The two phase method separates feasibility from optimization. In phase one, you minimize the sum of artificial variables to search for a feasible basis. If the minimum is zero, the model is feasible and you move to phase two, where the original objective function is optimized. Many instructors and practitioners prefer the two phase method because it is conceptually cleaner and often numerically more stable. The calculator therefore recommends two phase simplex whenever artificial variables are present.
| Classic LP instance | Decision variables | Constraints | Why it matters |
|---|---|---|---|
| AFIRO benchmark | 27 | 32 | A widely cited small benchmark used for testing simplex implementations and classroom demonstrations. |
| SC50A benchmark | 48 | 50 | Useful for illustrating how tableau size grows as rows and columns increase together. |
| SC105 benchmark | 103 | 105 | Shows how moderately larger LPs can quickly increase pivot bookkeeping requirements. |
| Stigler diet model | 77 foods | 9 nutrient constraints | A landmark optimization example proving how LP can minimize diet cost under nutrition requirements. |
The benchmark dimensions above are real and important because they show why preprocessing matters. Even when a model is not huge, every unnecessary artificial column makes the tableau wider, adds bookkeeping complexity, and can create more opportunities for algebraic mistakes. For a classroom problem with three constraints, the cost is mostly educational confusion. For a larger model, poor setup can waste solver time and reduce transparency.
How to use this calculator correctly
- Enter the number of original decision variables in the model.
- Enter the number of constraints to inspect.
- Select whether the model is a maximization or minimization problem. This does not change the count of artificial variables, but it helps with method interpretation.
- For each constraint, choose less than or equal, equal, or greater than or equal.
- Enter the right hand side value. Negative values are allowed and are normalized automatically.
- Click the calculation button to generate a variable breakdown, a recommended method, and a chart.
After calculation, focus first on the artificial variable count. If it is zero, you can usually proceed directly with a standard simplex tableau using slack variables. If it is positive, review which rows triggered artificial variables. Those are the rows that deserve the most attention when you construct the initial basis or phase one objective function.
Interpreting the output
The results panel reports four key metrics: slack variables, surplus variables, artificial variables, and total variables after transformation. The transformed total equals original decision variables plus all auxiliary variables. This number is especially useful if you are preparing a tableau manually or writing matrix dimensions for software input.
The calculator also produces a per constraint review. That section explains whether a constraint was kept as entered or flipped during normalization, and it states exactly what variables were added. This is more than a convenience feature. It acts as a quality control layer. If one constraint is unexpectedly classified as requiring an artificial variable, you can inspect whether the right hand side sign should be restated in the original model.
Common mistakes the calculator helps prevent
- Forgetting to reverse the inequality sign after multiplying a constraint by negative one.

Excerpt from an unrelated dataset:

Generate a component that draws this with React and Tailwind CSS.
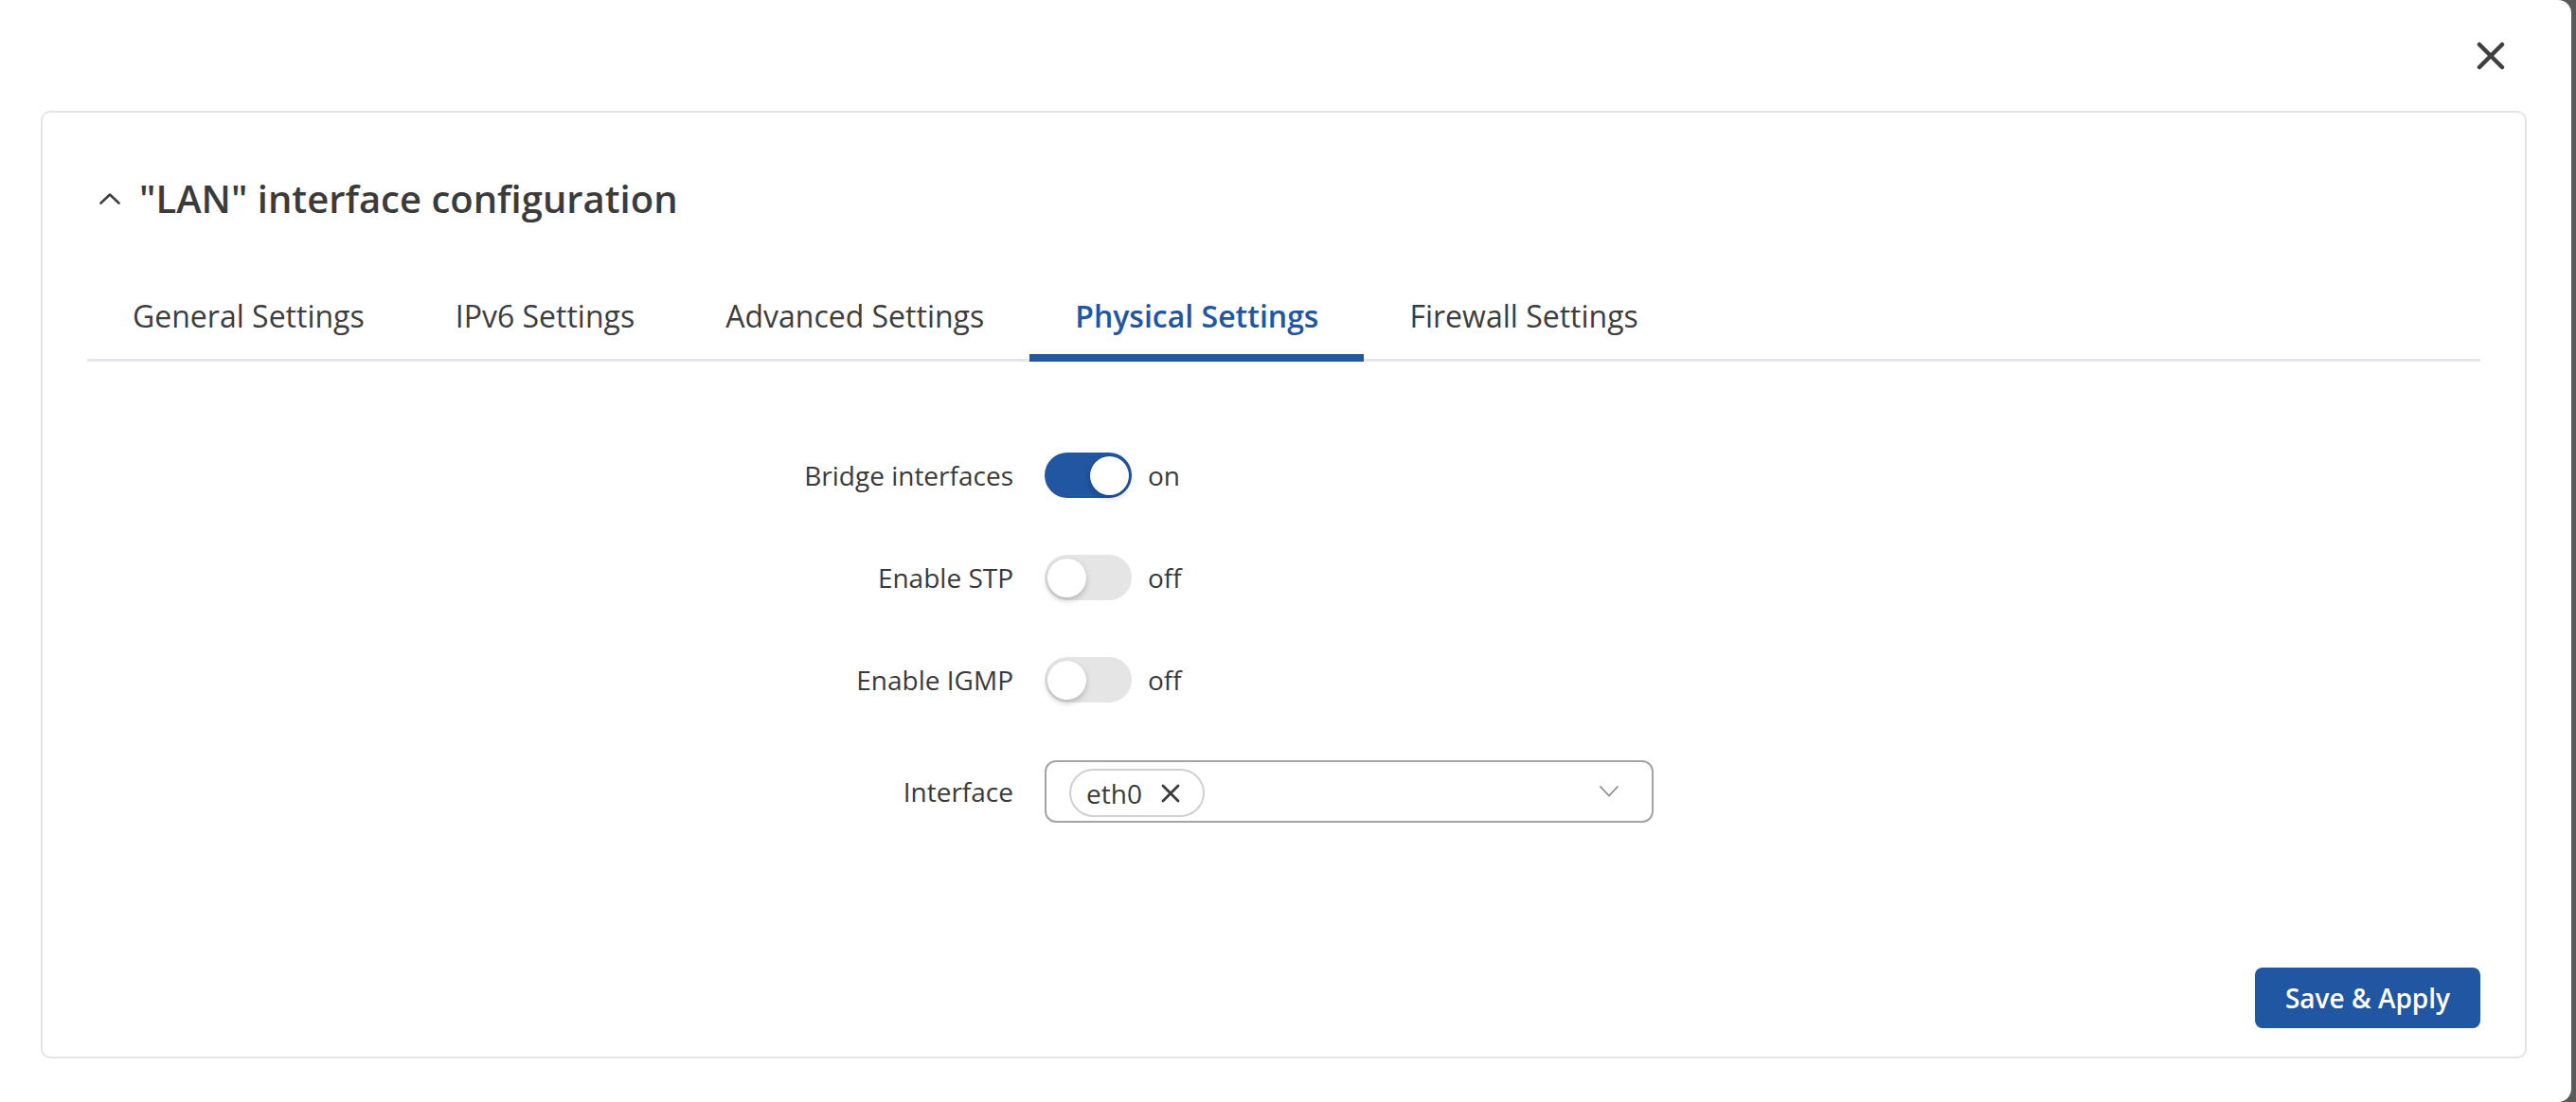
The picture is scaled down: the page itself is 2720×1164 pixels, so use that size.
import React from "react";

function Toggle({ on }) {
  return (
    <div
      className={
        "relative w-[92px] h-[48px] rounded-full shrink-0 " +
        (on ? "bg-[#2156a2]" : "bg-[#e5e5e5]")
      }
    >
      <div
        className={
          "absolute top-[3.5px] w-[41px] h-[41px] rounded-full bg-white shadow-[0_3px_6px_rgba(0,0,0,0.22)] " +
          (on ? "left-[48px]" : "left-[3px]")
        }
      />
    </div>
  );
}

function Row({ label, children }) {
  return (
    <>
      <div className="flex items-center justify-end text-[28px] text-[#3a3a3a]">{label}</div>
      <div className="flex items-center">{children}</div>
    </>
  );
}

export default function App() {
  const tabs = [
    "General Settings",
    "IPv6 Settings",
    "Advanced Settings",
    "Physical Settings",
    "Firewall Settings",
  ];
  return (
    <div className="w-[2720px] h-[1164px] bg-[#5a5a5a] flex font-['Open_Sans',sans-serif]">
      <div className="w-[2715px] h-[1164px] bg-white rounded-r-[14px] flex flex-col pl-[43px] pr-[47px] pb-[46px]">
        <div className="h-[117px] shrink-0 flex items-center justify-end pr-[23px]">
          <svg width="30" height="30" viewBox="0 0 30 30">
            <path d="M3 3 L27 27 M27 3 L3 27" stroke="#3f3f3f" strokeWidth="4.5" strokeLinecap="round" fill="none" />
          </svg>
        </div>
        <div className="flex-1 border-2 border-[#e4e4e4] rounded-[10px] px-[47px] pt-[61px] pb-[30px] flex flex-col">
          <div className="h-[60px] flex items-center">
            <svg width="22" height="12" viewBox="0 0 22 12" className="ml-[13px] mr-[20px]">
              <path d="M1.5 10.5 L11 1.5 L20.5 10.5" stroke="#404040" strokeWidth="2.6" fill="none" strokeLinecap="round" strokeLinejoin="round" />
            </svg>
            <div className="text-[40px] font-semibold text-[#3b3b3b] leading-none">"LAN" interface configuration</div>
          </div>
          <div className="mt-[72px] flex border-b-[3px] border-[#e6e6eb]">
            {tabs.map((t) => {
              const active = t === "Physical Settings";
              return (
                <div
                  key={t}
                  className={
                    "-mb-[3px] px-[48px] pb-[18px] border-b-[8px] text-[32px] leading-[44px] " +
                    (active
                      ? "border-[#2156a2] text-[#2156a2] font-semibold"
                      : "border-transparent text-[#3d3d3d]")
                  }
                >
                  {t}
                </div>
              );
            })}
          </div>
          <div className="mt-[96px] grid grid-cols-[978px_1fr] gap-x-[33px] gap-y-[60px]">
            <Row label="Bridge interfaces">
              <Toggle on />
              <span className="ml-[17px] text-[28px] text-[#3a3a3a]">on</span>
            </Row>
            <Row label="Enable STP">
              <Toggle />
              <span className="ml-[17px] text-[28px] text-[#3a3a3a]">off</span>
            </Row>
            <Row label="Enable IGMP">
              <Toggle />
              <span className="ml-[17px] text-[28px] text-[#3a3a3a]">off</span>
            </Row>
            <Row label="Interface">
              <div className="mt-[1px] w-[643px] h-[66px] border-2 border-[#a3a3aa] rounded-[12px] flex items-center pl-[24px] pr-[35px]">
                <div className="mt-[3px] h-[51px] border-2 border-[#d0d0d0] rounded-full flex items-center pl-[16px] pr-[24px] text-[28px] text-[#3a3a3a]">
                  <span>eth0</span>
                  <svg width="20" height="20" viewBox="0 0 20 20" className="ml-[20px]">
                    <path d="M2 2 L18 18 M18 2 L2 18" stroke="#3a3a3a" strokeWidth="2.8" strokeLinecap="round" fill="none" />
                  </svg>
                </div>
                <div className="flex-1" />
                <svg width="20" height="12" viewBox="0 0 20 12">
                  <path d="M1 1 L10 10.5 L19 1" stroke="#8a8a8a" strokeWidth="1.8" fill="none" strokeLinecap="round" strokeLinejoin="round" />
                </svg>
              </div>
            </Row>
          </div>
          <div className="flex-1" />
          <div className="flex justify-end">
            <button className="w-[238px] h-[64px] rounded-[8px] bg-[#2156a2] text-white text-[28px] font-semibold">
              Save &amp; Apply
            </button>
          </div>
        </div>
      </div>
    </div>
  );
}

- Adding a slack variable to a greater than or equal constraint instead of a surplus variable.
- Failing to add an artificial variable to an equality constraint.

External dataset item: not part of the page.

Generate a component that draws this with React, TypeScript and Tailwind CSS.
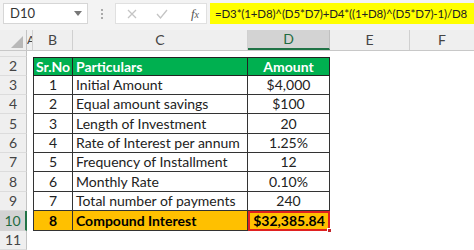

- Assuming the objective type changes the number of artificial variables. It does not.
- Confusing a computationally convenient tableau with the economics of the original model.
One practical point is worth emphasizing. Artificial variables are bookkeeping devices, not meaningful production, cost, labor, or resource quantities. They should never be interpreted as real outputs of the business system. Their sole purpose is to help construct a basis and test feasibility.
Real world context for linear programming preprocessing
Linear programming appears in supply chain planning, military logistics, blending problems, staffing, transportation, diet optimization, energy scheduling, and portfolio constraints. In each of these settings, preprocessing can strongly influence whether the model is easy to solve and easy to explain. Resource minimums often create greater than or equal constraints. Balance equations create equalities. Policy rules may come in mixed sign forms. That means artificial variables are not niche artifacts of textbooks. They are regular features of practical optimization work.
| Benchmark LP instance | Decision variables | Constraints | Setup insight |
|---|---|---|---|
| E226 benchmark | 223 | 224 | Near square LPs make each extra artificial column noticeable in tableau width and factorization cost. |
| ISRAEL benchmark | 142 | 174 | Constraint heavy models increase the chance of mixed equality and inequality preprocessing steps. |
| AGG benchmark | 163 | 488 | Many rows amplify the importance of systematic row by row normalization and basis construction. |
| SHARE2B benchmark | 79 | 97 | A manageable mid sized example that demonstrates how auxiliary variables can change matrix dimensions materially. |
These benchmark statistics show a simple truth: preprocessing decisions scale. If you are adding artificial variables by hand for one row, the work seems small. If you are doing it across hundreds of rows, the need for a structured calculator becomes obvious. A disciplined setup process improves correctness, reproducibility, and communication between analysts.
Authoritative learning resources
If you want to strengthen the theory behind this calculator, review reputable educational sources. The Massachusetts Institute of Technology lecture material on linear optimization gives a solid foundation in standard form and simplex logic. For a broad engineering statistics and optimization reference environment, the National Institute of Standards and Technology handbook is a valuable government resource. You can also explore Cornell University simplex notes for a more mathematical treatment of basis construction, feasibility, and tableau interpretation.
Final takeaway
An artificial variables linear programming calculator is not just a convenience widget. It is a preprocessing validator. It helps you transform mixed constraints into a simplex ready structure, count the exact auxiliary variables required, and identify when phase one feasibility work is necessary. Used properly, it reduces modeling errors before they spread into the pivot sequence or software implementation. If your goal is clean, defensible linear programming, this setup stage deserves as much attention as the optimal solution itself.